Si l'application du qualificatif " micronésien " à l'ensemble des habitants de cette région constitue une généralisation abusive, Paul Rainbird nous révèle que cette généralisation-projection issue de l'Occident n'est pas la seule dont ces habitants sont les victimes. Ainsi en est-il de leur intégration dans la grande classification des modes de pensées établie par Deleuze et Guattari. Ces auteurs, on s'en souvient, avaient ordonné les sociétés d'après deux grandes catégories de modes de pensées : celui " en arbre " observé par les sociétés occidentales s'opposant au mode de pensée " en rhizome " qui serait respecté par les sociétés océaniennes. L'auteur montre qu'effectivement les îliens de Palau ont recours à la métaphore du curcuma et donc d'un rhizome pour ordonner leur univers. Cependant, les catégories de pensée dont est investie la représentation du rhizome est d'un tout autre ordre, celle-là même que Deleuze et Guattari associaient à la pensée arborescente, à savoir : la hiérarchie, la généalogie, la linéarité ! Tout en relançant le débat sur l'illusion de la métaphore, comme sur l'utilité de la recherche ethnographique, cet article confirme combien les insulaires font preuve d'inventivité, signe de particularismes.

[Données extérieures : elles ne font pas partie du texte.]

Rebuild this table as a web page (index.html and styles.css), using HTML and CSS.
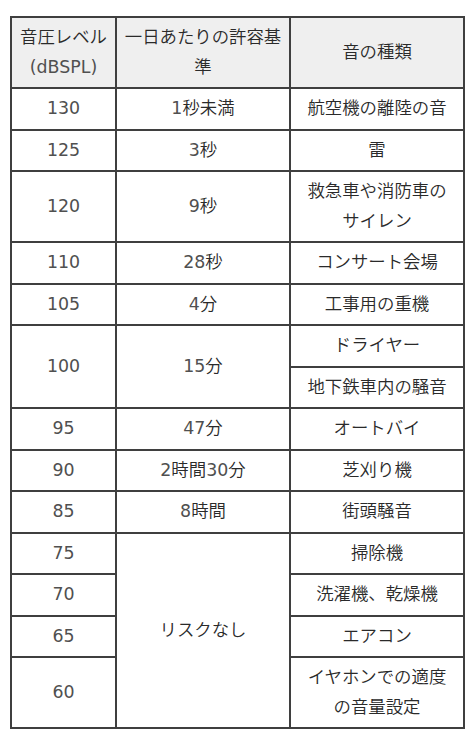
FILE: index.html
```html
<!DOCTYPE html>
<html lang="ja">
<head>
<meta charset="utf-8">
<title>音圧レベルと許容基準</title>
<link rel="stylesheet" href="styles.css">
</head>
<body>
<main class="page">
  <table class="noise-table">
    <colgroup>
      <col class="col-level">
      <col class="col-time">
      <col class="col-kind">
    </colgroup>
    <thead>
      <tr>
        <th>音圧レベル<br><span class="lat">(dBSPL)</span></th>
        <th>一日あたりの許容基<br>準</th>
        <th>音の種類</th>
      </tr>
    </thead>
    <tbody>
      <tr><td><span class="lat">130</span></td><td><span class="lat">1</span>秒未満</td><td>航空機の離陸の音</td></tr>
      <tr><td><span class="lat">125</span></td><td><span class="lat">3</span>秒</td><td>雷</td></tr>
      <tr><td><span class="lat">120</span></td><td><span class="lat">9</span>秒</td><td>救急車や消防車の<br>サイレン</td></tr>
      <tr><td><span class="lat">110</span></td><td><span class="lat">28</span>秒</td><td>コンサート会場</td></tr>
      <tr><td><span class="lat">105</span></td><td><span class="lat">4</span>分</td><td>工事用の重機</td></tr>
      <tr><td rowspan="2"><span class="lat">100</span></td><td rowspan="2"><span class="lat">15</span>分</td><td>ドライヤー</td></tr>
      <tr><td>地下鉄車内の騒音</td></tr>
      <tr><td><span class="lat">95</span></td><td><span class="lat">47</span>分</td><td>オートバイ</td></tr>
      <tr><td><span class="lat">90</span></td><td><span class="lat">2</span>時間<span class="lat">30</span>分</td><td>芝刈り機</td></tr>
      <tr><td><span class="lat">85</span></td><td><span class="lat">8</span>時間</td><td>街頭騒音</td></tr>
      <tr><td><span class="lat">75</span></td><td rowspan="4">リスクなし</td><td>掃除機</td></tr>
      <tr><td><span class="lat">70</span></td><td>洗濯機、乾燥機</td></tr>
      <tr><td><span class="lat">65</span></td><td>エアコン</td></tr>
      <tr><td><span class="lat">60</span></td><td>イヤホンでの適度<br>の音量設定</td></tr>
    </tbody>
  </table>
</main>
</body>
</html>
```
FILE: styles.css
```css
html, body {
  margin: 0;
  padding: 0;
  background: #ffffff;
}

.page {
  padding: 16px 0 0 10px;
}

.noise-table {
  border-collapse: collapse;
  table-layout: fixed;
  width: 453px;
  font-family: "DejaVu Sans", "Noto Sans CJK JP", sans-serif;
  font-size: 17.4px;
  line-height: 29.5px;
  color: #2a2a2a;
}

.col-level { width: 105px; }
.col-time { width: 174px; }
.col-kind { width: 174px; }

.noise-table th,
.noise-table td {
  border: 2px solid #3f3f3f;
  padding: 5px 6px;
  text-align: center;
  vertical-align: middle;
  white-space: nowrap;
  font-weight: 350;
}

.noise-table th {
  background: #efefef;
}

.lat {
  font-weight: 400;
  color: #505050;
}
```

Les deux articles de Carmen Petrosian Husa et Beatriz Moral consacrés aux manières dont les sociétés de Chuuk et des îles " externes " de Yap gèrent le traitement de la sexualité de la femme dans le cadre d'un système de filiation matrilinéaire ne démentent pas ce singularisme propre à chaque île. Certes, les deux sociétés exhibent la même ambivalence entourant l'identité sexuelle de la femme et, au-delà, les rapports qu'elle entretient avec son frère, père social de ses enfants et père génital contraint à s'effacer devant la figure fraternelle de son épouse. La femme de Chuuk et des îles " externes " de Yap se fait double : femme-sœur et femme épouse-reproductrice, ce qui rend l'enjeu de sa sexualité d'autant plus central puisque de sa gestion dépend l'application du principe matrilinéaire, et donc le maintien de l'ordre social. L'enjeu est donc immense et il n'a pas échappé aux insulaires de ces îles qui voient dans le vagin de la femme l'unique emblème de la sexualité, sans doute aussi et pour reprendre A. Weiner (1992), une possession difficilement aliénable.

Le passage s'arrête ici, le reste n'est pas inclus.